═══ RECORDS PROVIDED

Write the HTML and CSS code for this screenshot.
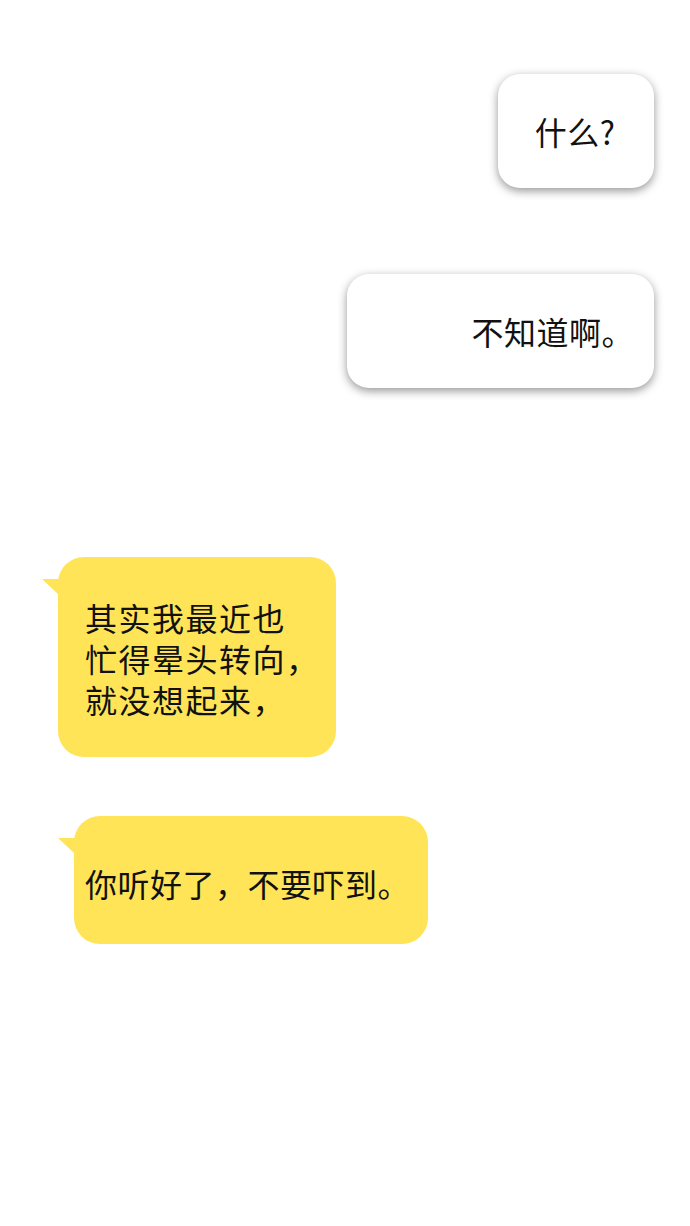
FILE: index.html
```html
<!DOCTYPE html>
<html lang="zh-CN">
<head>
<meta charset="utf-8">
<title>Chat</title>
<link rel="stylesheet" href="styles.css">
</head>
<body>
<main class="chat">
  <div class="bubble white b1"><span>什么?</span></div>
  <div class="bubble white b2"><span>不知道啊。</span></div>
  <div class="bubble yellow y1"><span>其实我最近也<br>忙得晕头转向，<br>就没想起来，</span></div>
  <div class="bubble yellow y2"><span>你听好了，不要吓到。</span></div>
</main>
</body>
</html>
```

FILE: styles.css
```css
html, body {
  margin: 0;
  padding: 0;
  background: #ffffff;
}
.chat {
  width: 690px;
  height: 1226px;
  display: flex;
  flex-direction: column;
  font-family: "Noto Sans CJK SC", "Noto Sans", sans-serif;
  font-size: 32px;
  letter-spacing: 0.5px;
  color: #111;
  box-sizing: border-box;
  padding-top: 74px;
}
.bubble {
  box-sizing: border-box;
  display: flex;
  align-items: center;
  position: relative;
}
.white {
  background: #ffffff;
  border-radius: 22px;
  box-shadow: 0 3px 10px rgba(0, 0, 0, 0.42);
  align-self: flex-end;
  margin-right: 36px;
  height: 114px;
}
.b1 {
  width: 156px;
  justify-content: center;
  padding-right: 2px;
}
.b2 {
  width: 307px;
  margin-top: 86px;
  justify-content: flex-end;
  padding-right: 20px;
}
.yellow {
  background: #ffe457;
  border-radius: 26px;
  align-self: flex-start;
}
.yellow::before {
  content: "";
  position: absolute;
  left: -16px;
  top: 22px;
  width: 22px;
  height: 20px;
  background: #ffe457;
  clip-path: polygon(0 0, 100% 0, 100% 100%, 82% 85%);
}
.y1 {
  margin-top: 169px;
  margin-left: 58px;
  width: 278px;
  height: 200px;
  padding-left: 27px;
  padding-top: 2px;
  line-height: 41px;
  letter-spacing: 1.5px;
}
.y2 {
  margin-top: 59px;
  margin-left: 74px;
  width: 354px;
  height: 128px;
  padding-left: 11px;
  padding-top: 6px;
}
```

══════
═══ RECORDS PROVIDED

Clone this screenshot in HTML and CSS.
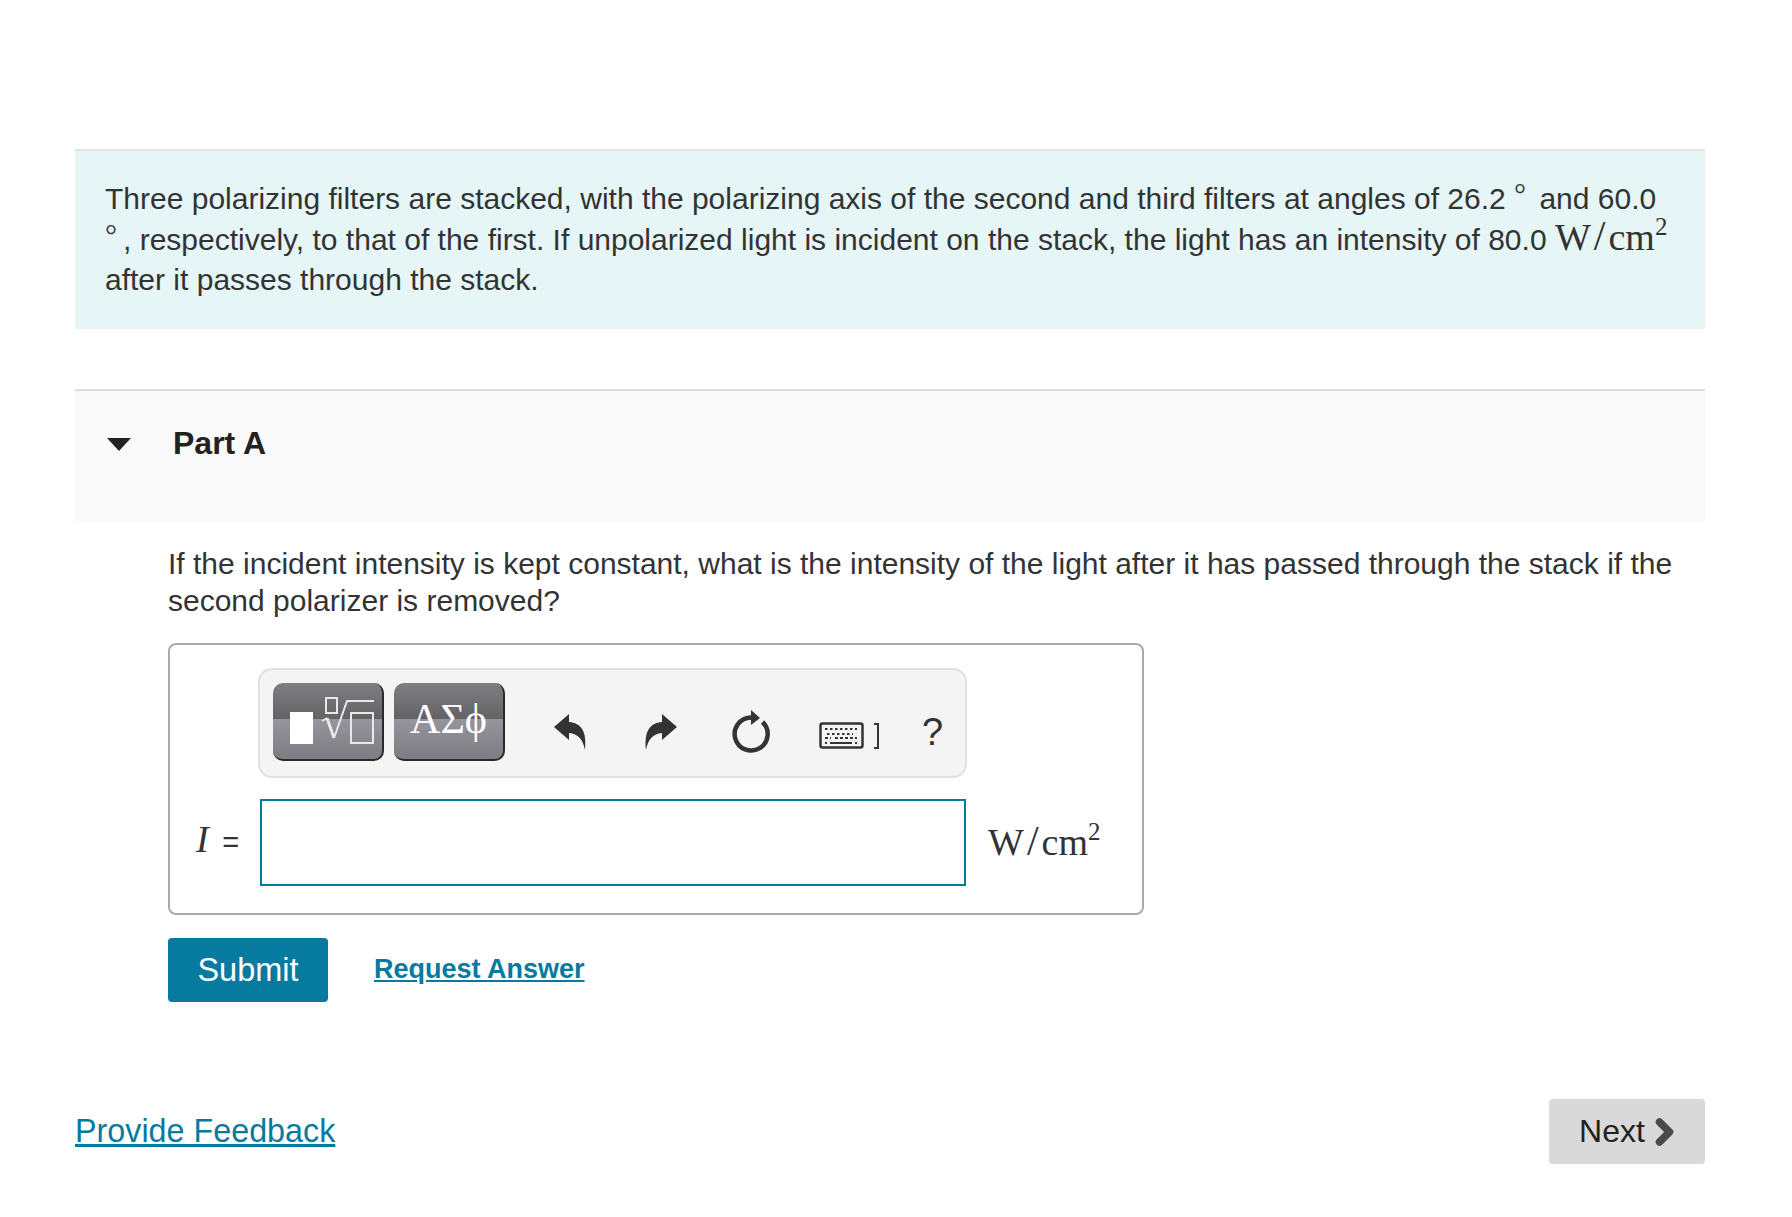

══════

Say, as a number only, how many lines of the data contain "this".

2